I was now going lower and I noticed that it was milder—the snow was not so dry, and the roadway was wet and muddy. I witnessed an extraordinary phenomenon, the road steaming from the heat of the sun shining through the clouds, and yet the snow falling heavily all the time.
AKHTSAURI GLACIER, KAZBEK
The descending road has a sheer precipice on one side, and the abyss might tempt the will of some people if they ventured near the edge. It was a strange sight to see the snow-flakes being blown upward out of the valley of the River Aragva. I looked down three thousand feet and saw the pleasant green of the south country. I looked up to the north and saw the mountains cloaked and grim, like sentinels sitting at their posts.
Gudaour looked like the outskirts of Moscow in midwinter. The snow was piled up on each side of the road and on the cottage roofs. One would have said it was the month of January for certain.
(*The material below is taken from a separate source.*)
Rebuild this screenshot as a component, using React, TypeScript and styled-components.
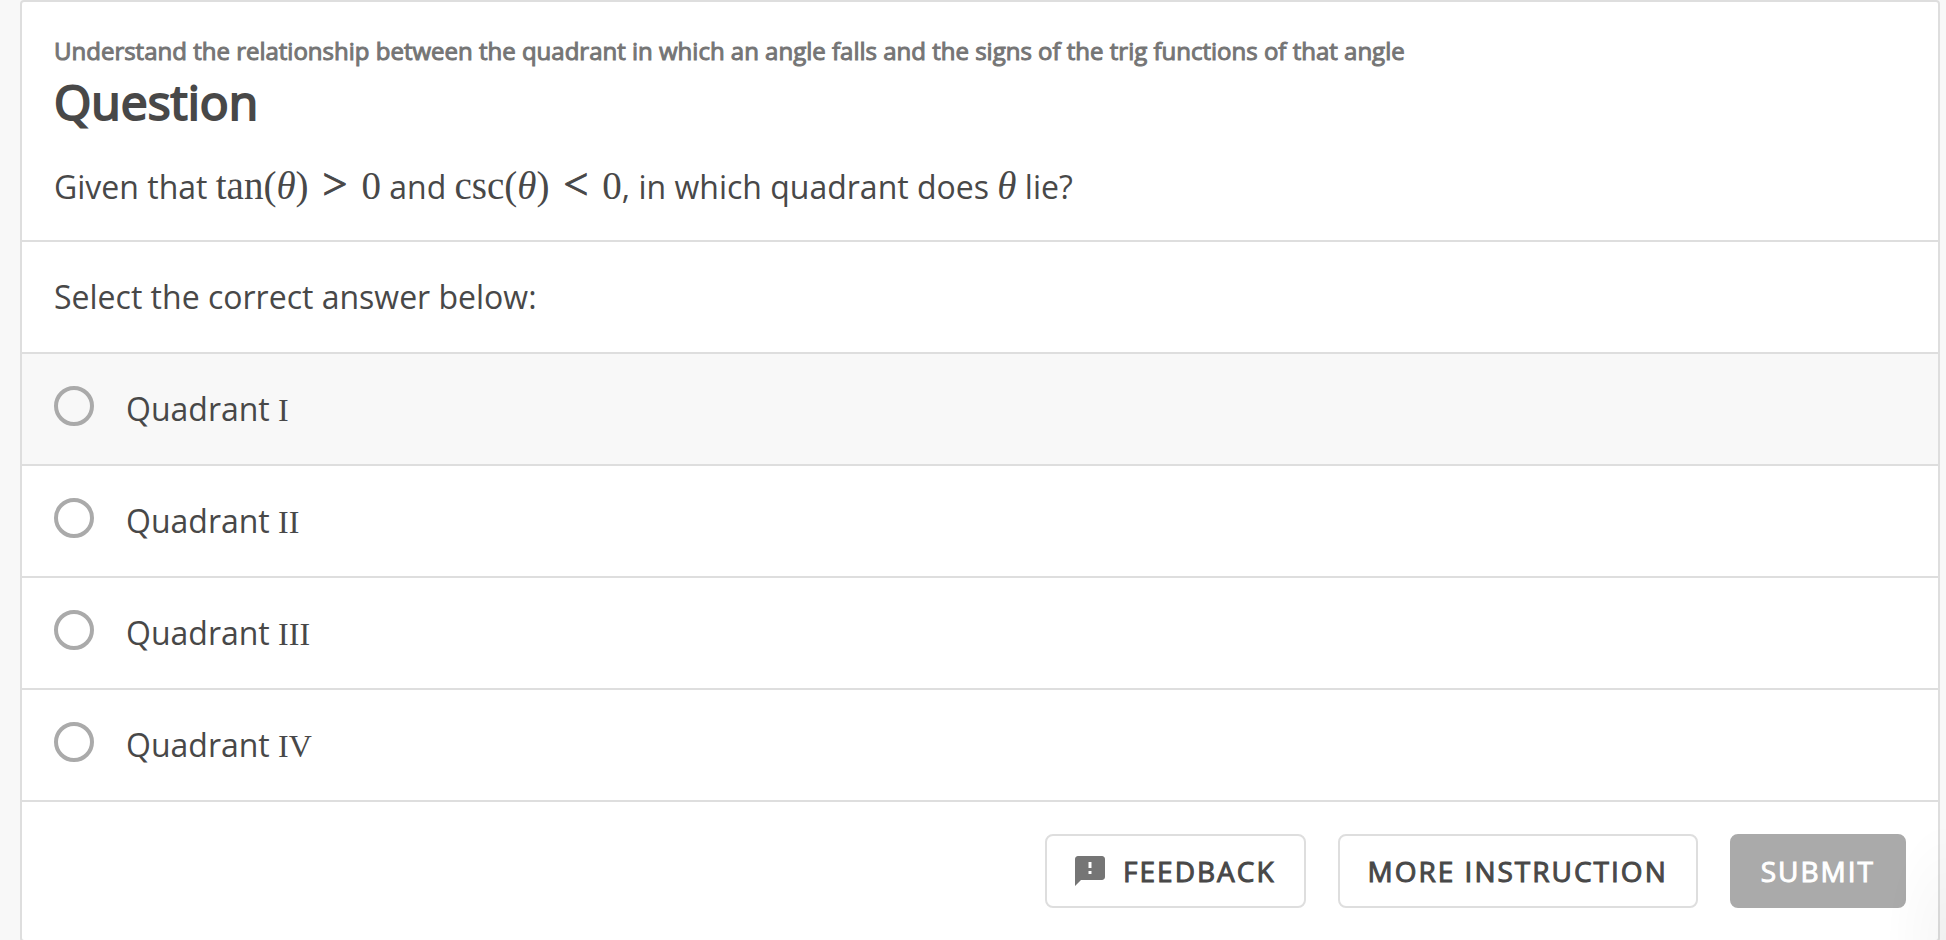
import React, { useState } from "react";
import styled, { createGlobalStyle } from "styled-components";

const colors = {
  page: "#f8f8f8",
  card: "#ffffff",
  line: "#dedede",
  text: "#484848",
  muted: "#757575",
  control: "#aaaaaa",
};

const GlobalStyle = createGlobalStyle`
  *, *::before, *::after { box-sizing: border-box; }
  body {
    margin: 0;
    background: ${colors.page};
    color: ${colors.text};
    font-family: "Open Sans", "Liberation Sans", sans-serif;
    font-size: 32px;
    line-height: 46px;
  }
`;

const Page = styled.div`
  height: 100vh;
  overflow: hidden;
  padding: 0 6px 0 20px;
`;

const Card = styled.form`
  background: ${colors.card};
  border: 2px solid ${colors.line};
  border-radius: 4px;
`;

const Header = styled.header`
  padding: 32px 32px 30px;
  border-bottom: 2px solid ${colors.line};
`;

const Objective = styled.p`
  margin: 0;
  color: ${colors.muted};
  font-size: 24px;
  line-height: 34px;
  -webkit-text-stroke: 1px currentColor;
`;

const Title = styled.h1`
  margin: 0 0 28px;
  font-size: 48px;
  line-height: 68px;
  font-weight: 400;
  -webkit-text-stroke: 2px currentColor;
`;

const Prompt = styled.p`
  margin: 0;
`;

const MathText = styled.span`
  font-family: "Liberation Serif", serif;
  font-size: 39px;
  line-height: 1;
  white-space: nowrap;
`;

const Relation = styled.span`
  margin: 0 14px;
  font-size: 44px;
  line-height: 32px;
  -webkit-text-stroke: 1px currentColor;
`;

const Numeral = styled.span`
  font-family: "Liberation Serif", serif;
  line-height: 1;
`;

const Choices = styled.fieldset`
  margin: 0;
  padding: 0;
  border: 0;
  min-width: 0;
`;

const Instruction = styled.legend`
  display: block;
  width: 100%;
  padding: 32px;
  border-bottom: 2px solid ${colors.line};
`;

const Choice = styled.label<{ $active: boolean }>`
  display: flex;
  align-items: flex-start;
  gap: 32px;
  padding: 32px;
  border-bottom: 2px solid ${colors.line};
  background: ${(p) => (p.$active ? "#f8f8f8" : colors.card)};
  cursor: pointer;
`;

const Radio = styled.input`
  appearance: none;
  flex: none;
  width: 40px;
  height: 40px;
  margin: 0;
  border: 4px solid ${colors.control};
  border-radius: 50%;
  background: transparent;

  &:checked {
    background: radial-gradient(circle, ${colors.text} 8px, transparent 9px);
  }
`;

const Footer = styled.footer`
  display: flex;
  justify-content: flex-end;
  gap: 32px;
  padding: 32px;
`;

const Button = styled.button<{ $filled?: boolean }>`
  display: inline-flex;
  align-items: center;
  gap: 18px;
  height: 74px;
  padding: 0 ${(p) => (p.$filled ? "29px" : "28px")};
  border: 2px solid ${(p) => (p.$filled ? colors.control : colors.line)};
  border-radius: 8px;
  background: ${(p) => (p.$filled ? colors.control : colors.card)};
  color: ${(p) => (p.$filled ? "#ffffff" : colors.text)};
  font-family: inherit;
  font-size: 28px;
  letter-spacing: 2px;
  white-space: nowrap;
  -webkit-text-stroke: 1px currentColor;
`;

const FeedbackIcon = styled.svg`
  flex: none;
  width: 30px;
  height: 30px;
  fill: ${colors.muted};
  stroke: none;
`;

const CornerShade = styled.div`
  position: fixed;
  right: 0;
  bottom: 0;
  width: 60px;
  height: 120px;
  pointer-events: none;
  background: radial-gradient(ellipse at bottom right, rgba(0, 0, 0, 0.03), transparent 70%);
`;

const options = ["I", "II", "III", "IV"];

function Comparison({ fn, sign }: { fn: string; sign: string }) {
  return (
    <MathText>
      {fn}(<i>θ</i>)<Relation>{sign}</Relation>0
    </MathText>
  );
}

export default function App() {
  const [selected, setSelected] = useState<string | null>(null);
  const [active, setActive] = useState("I");

  return (
    <>
      <GlobalStyle />
      <Page>
        <Card onSubmit={(e) => e.preventDefault()}>
          <Header>
            <Objective>
              Understand the relationship between the quadrant in which an angle falls and the
              signs of the trig functions of that angle
            </Objective>
            <Title>Question</Title>
            <Prompt>
              Given that <Comparison fn="tan" sign=">" /> and <Comparison fn="csc" sign="<" />, in
              which quadrant does{" "}
              <MathText>
                <i>θ</i>
              </MathText>{" "}
              lie?
            </Prompt>
          </Header>
          <Choices>
            <Instruction>Select the correct answer below:</Instruction>
            {options.map((numeral) => (
              <Choice
                key={numeral}
                $active={active === numeral}
                onMouseEnter={() => setActive(numeral)}
              >
                <Radio
                  type="radio"
                  name="quadrant"
                  value={numeral}
                  checked={selected === numeral}
                  onChange={() => setSelected(numeral)}
                />
                <span>
                  Quadrant <Numeral>{numeral}</Numeral>
                </span>
              </Choice>
            ))}
          </Choices>
          <Footer>
            <Button type="button">
              <FeedbackIcon viewBox="2 2 20 20" aria-hidden="true">
                <path d="M20 2H4c-1.1 0-1.99.9-1.99 2L2 22l4-4h14c1.1 0 2-.9 2-2V4c0-1.1-.9-2-2-2zm-7 12h-2v-2h2v2zm0-4h-2V6h2v4z" />
              </FeedbackIcon>
              FEEDBACK
            </Button>
            <Button type="button">MORE INSTRUCTION</Button>
            <Button type="submit" $filled disabled={selected === null}>
              SUBMIT
            </Button>
          </Footer>
        </Card>
      </Page>
      <CornerShade />
    </>
  );
}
I had two glasses of milk at one of the inns, and still felt in very good form for continuing on the road. It was an immediate descent, at first through slush of snow, and then over mud, and finally along a dry, hard highway. A thousand feet below the village it was raining; the weather was decidedly mild. At one spot it seemed to me I had located a type of English weather. But for the mountains it might have been a wet February day in Essex.
Then I found again wild snowdrops and violets, and the blackthorn was in bud. Two thousand feet below there were cowslips and lilies, and there, to my joy, the hot sun came out and clothed the spring in sparkles. I slipped down to Mleti and found the summer there.